Four Semesters of Computer Science in 5 Hours, Part 2 Bloom Filters Diagramed
This course has been updated! We now recommend you take the Complete Intro to Computer Science course.
Transcript from the "Bloom Filters Diagramed" Lesson
>> Brian Holt: So.
>> Brian Holt: Picture for me if you will, basically I have an array of ten, if this will work, there we go. Nope, I wanna draw.
>> Brian Holt: So I have an array here. And I gonna give it,
>> Brian Holt: Four, five, six, seven, eight, nine, ten. Ten 0s, right?
[00:00:37] You can think of the 0s as representing false, right? That nothing has been written to that particular space, right? And then I'm gonna make a Bloom filter out of this. And the way I'm going to do that is I'm gonna have two different hashing functions. That number of hashing functions is gonna vary but for the sake of simplicity, right now, we're just gonna do two.
[00:00:58] Typically, you would have more. I'm gonna run whatever think it's added to this particular Bloom filter through both hashing functions. And the key here is the hashing functions are different, right? They're not the same hashing function otherwise it would not be much point to this particular algorithm, or data structure rather.
[00:01:18] So through you from part one, there's parts about hashing in part one, so check it out if you want more explanation. But to give you the 30 second version, it takes some item. So you give it some sort of output, and then it gives you, some sort of numerical representation of whatever that is, right?
[00:01:38] So if I give it some string and I pass in Brian into this hashing function it's gonna give me some index between 0 and 9 right? So it's gonna tell me the string Brian is stored always in index 9, right? Something to that effect. So same thing with how hashing tables work but useful for lots of things.

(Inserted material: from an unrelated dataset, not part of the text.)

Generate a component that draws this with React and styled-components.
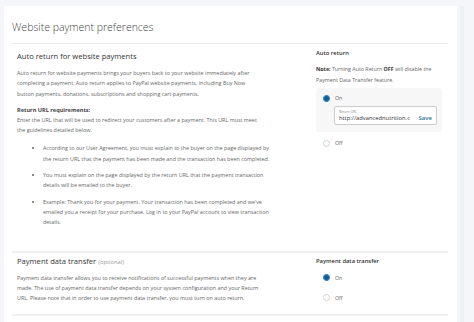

[00:02:00] We'll just leave it at that.
>> Brian Holt: So let's say that I'm adding my name to this, so I'm gonna add right here. Gonna say add Brian, the string. And I'm gonna run this through two hashing functions. The hashing functions are going to give me two different indices of where to put this, right?
[00:02:26] So let's pretend one of them gives me h1 equals index 1 and h2 gives me index 4, right? So what I'm going to do is I'm going to go here, and I'm going to change this one to a one. And that's two, three, four. So I'm gonna change these two ones to be ones.
[00:02:50] You follow so far? Cool. So now if I go back right after this, after I've added Brian. That I'm gonna go check to say, is Brian in this particular set, right? Or in this particular Bloom filter rather.
>> Brian Holt: So I'm gonna run it through these two hashing functions again, and I'm gonna get the same answers, right?
[00:03:11] Because that's one of the big points of hashing functions is, given the same string it's always gonna give you back the same indices. So I'm gonna go check Index one and index four, are those both ones, right? They are so its going to say maybe, its maybe in the set.
[00:03:34] That is the answer you get back from it. Now if I go and run
>> Brian Holt: Let's say I run something like Sarah.
>> Brian Holt: Let's pretend this gives me back h1 is gonna be equal to 0 and h2 is equal to 4. So now I'm gonna go check at index 0 which is a 0, right?
[00:04:04] And I'm gonna see there that that has not been flipped. So I can say this is definitely not the set, right? For sure 100% 9 if that first index is not flipped or not flipped but rather it's not a 1, it's not true. The Sarah is definitely not in the set.
[00:04:20] Does that make sense? So, hopefully you are starting to get the picture here, I'm actually going to be able to store a huge amount of information in this. It's going to be very fast because hashing functions are fast. It's very compact in memory, I'm only taking up 10 different things here.
[00:04:44] Let's say that I end up adding Sarah to this afterwards, this one's one and this one's one. Let's say that I do that and I get. And I add, later I'm gonna go check to see if let's say Shirley.
>> Brian Holt: Sorry, my handwriting on this thing is not great.
[00:05:13] All right, that's a Shirley, I promise. Let's say that h1 of this is 0 and h2 of this is equal to 1. I'm gonna check here in my particular array and guess what? Both of those are flipped to 1s. They are ones in the Bloom filter, so that's why the answer is maybe.
[00:05:39] It might be in the set, right? Because we actually never did add Shirley to our Bloom filter, but we got a maybe back from her because two other ones basically collided with it, right? So going back to our medium example, this would be some article that they actually haven't read, right?
[00:06:00] But it collides with other articles that have been added to those Bloom filters. So what happens is well, we're not gonna show you that article we're gonna go try and find another one, right? So this is the tradeoff that you have to be willing to accept, that's the point of the Bloom filter.